Uzman isimden altın yatırımcısına uyarı: 'Ekimden beri söylüyoruz...'
Ekonomist Tunç Şatıroğlu, 2023 yılında yatırımcısının yüzünü güldüren altın fiyatlarıyla ilgili tahminini paylaştı.
DUVAR - Türkiye İstatistik Kurumu (TÜİK) verilerine göre, 2023 yılının en yüksek reel getiri sağlayan yatırım aracı yüzde 9.22 ile altın oldu. Euro yüzde 2,49, Dolar yüzde 5,41, BIST 100 endeksi yüzde 10,46 ve mevduat faizi (brüt) yüzde 30,24 oranlarında yatırımcısına kaybettirdi.
Yatırımcılar 2024 yılında altının nasıl bir performans göstereceğini merak etmeye başladı. Yeni yıl ile birlikte uzmanlar altın tahminlerini paylaşmaya başladı. Ekonomist Tunç Şatıroğlu Cumhuriyet'e verdiği röportajda, 2024 yılında da altın fiyatlarının yükselmeye devam edeceğini vurguladı.
Söylediklerinin yatırım tavsiyesi olmadığının altını çizen Şatıroğlu, Fed'in önümüzdeki dönemlerde faiz indirimine başlayacağının altını çizerek bunun altın fiyatları açısından pozitif olacağını belirtti.

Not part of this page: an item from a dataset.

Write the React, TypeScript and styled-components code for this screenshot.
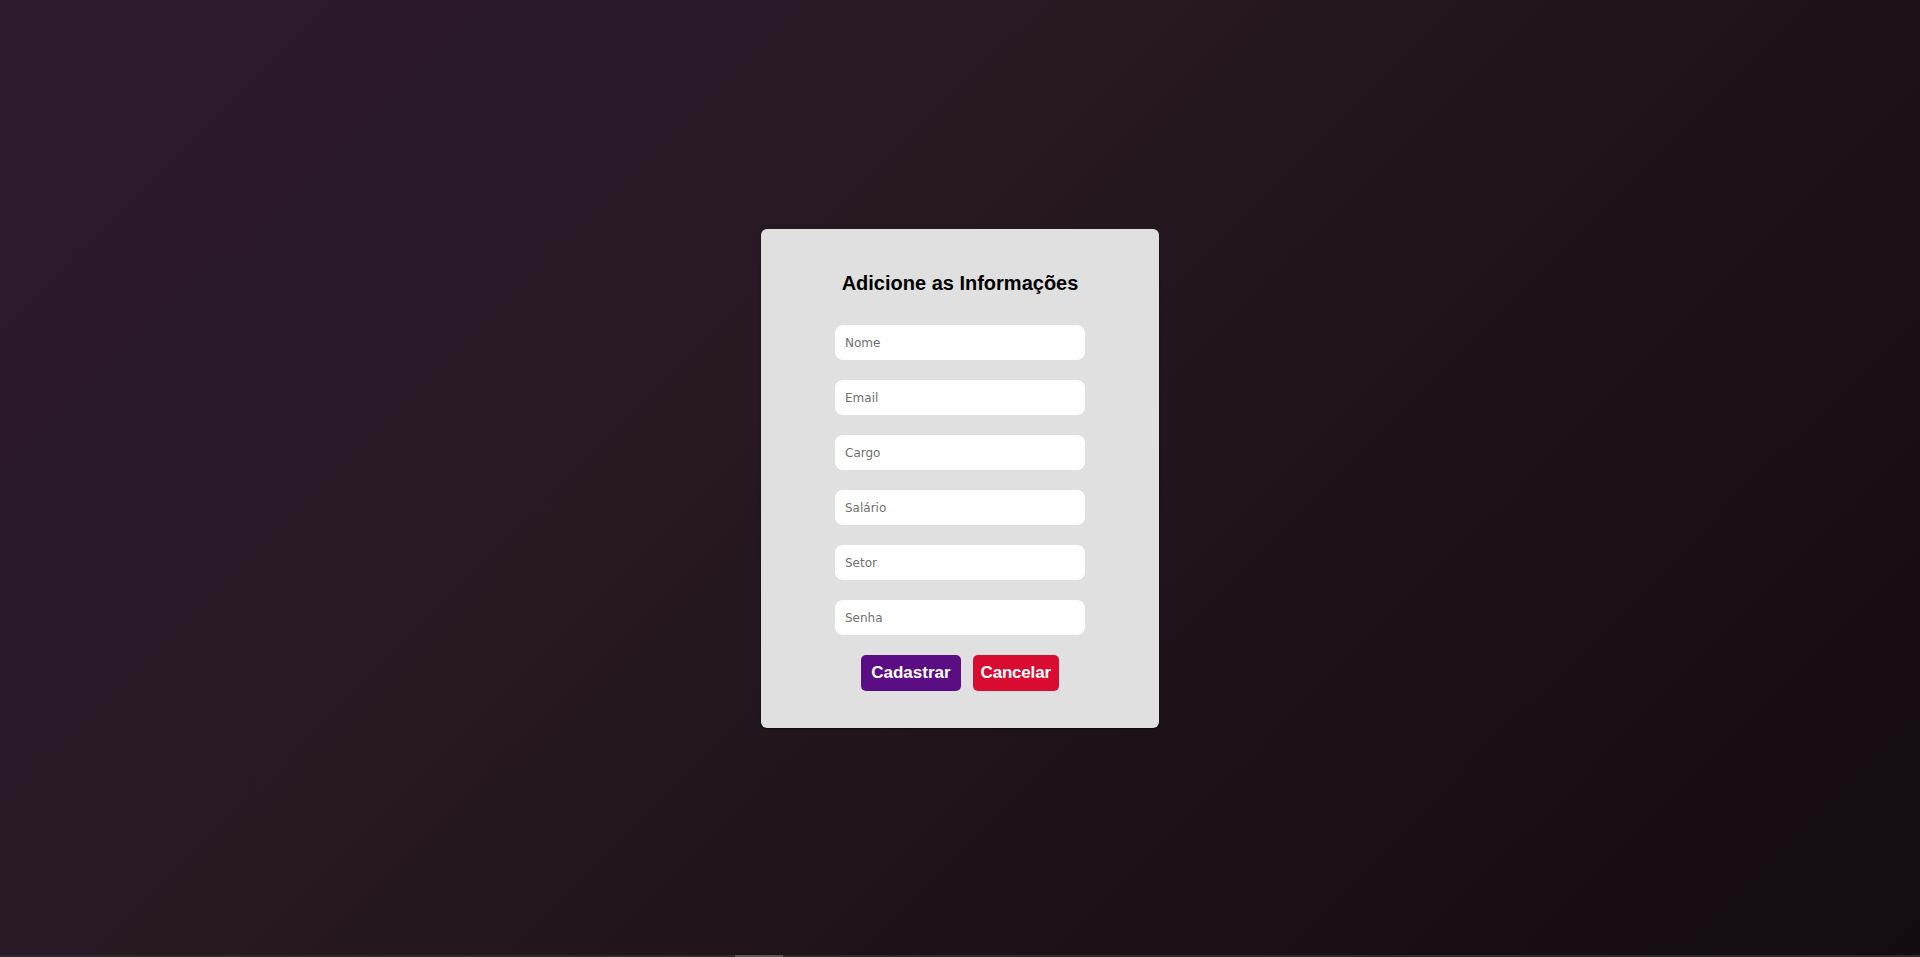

2070 dolara kadar tırmanan ons altının görmüş olduğu zirveleri tazeleyeceğini belirten Tunç Şatıroğlu, 2024'ün altının yılı olacağını söyledi. Ons altında zirve beklentisine paralel olarak gram altın fiyatlarına ilişkinde, "Ekim ayından beri alınması gerektiğini söylüyoruz. Bu yıl gram altın en fazla kazandıran yatırım araçlarından biri olacak" diye konuştu.
Şatıroğlu, Orta Doğu'da yaşanan çatışmaların ise altın fiyatlarına yönelik olasına etkisine dair ise şunları kaydetti:
"Orta Doğu'da yaşanan çatışmalar, jeopolitik riskler açısından çok önemli bir konum değil. İsrail-Hamas çatışması ve Yemen'de yaşanan olaylar, emtia fiyatlarını ve dünya tahvil piyasasını etkileyecek konumda bulunmuyor. Dolayısıyla Orta Doğu'daki çatışmalar altın fiyatlarının yukarı çıkmasına sebep olmaz. Mesela emtialar açısından çok önemli bir yer olan Rusya-Ukrayna savaşında da varlık fiyatlarında kısa süreli yükselişler yaşanmıştı ancak kalıcı olmadı. Altın fiyatlarında jeopolitik risklerden bahsetmek için çatışmaların etrafa yayılması ve süper güçlerin dahil olması gerekir. O yüzden şu anki yaşanan çatışmalar, jepolitik risklerden bahsetmek için yeterli değil."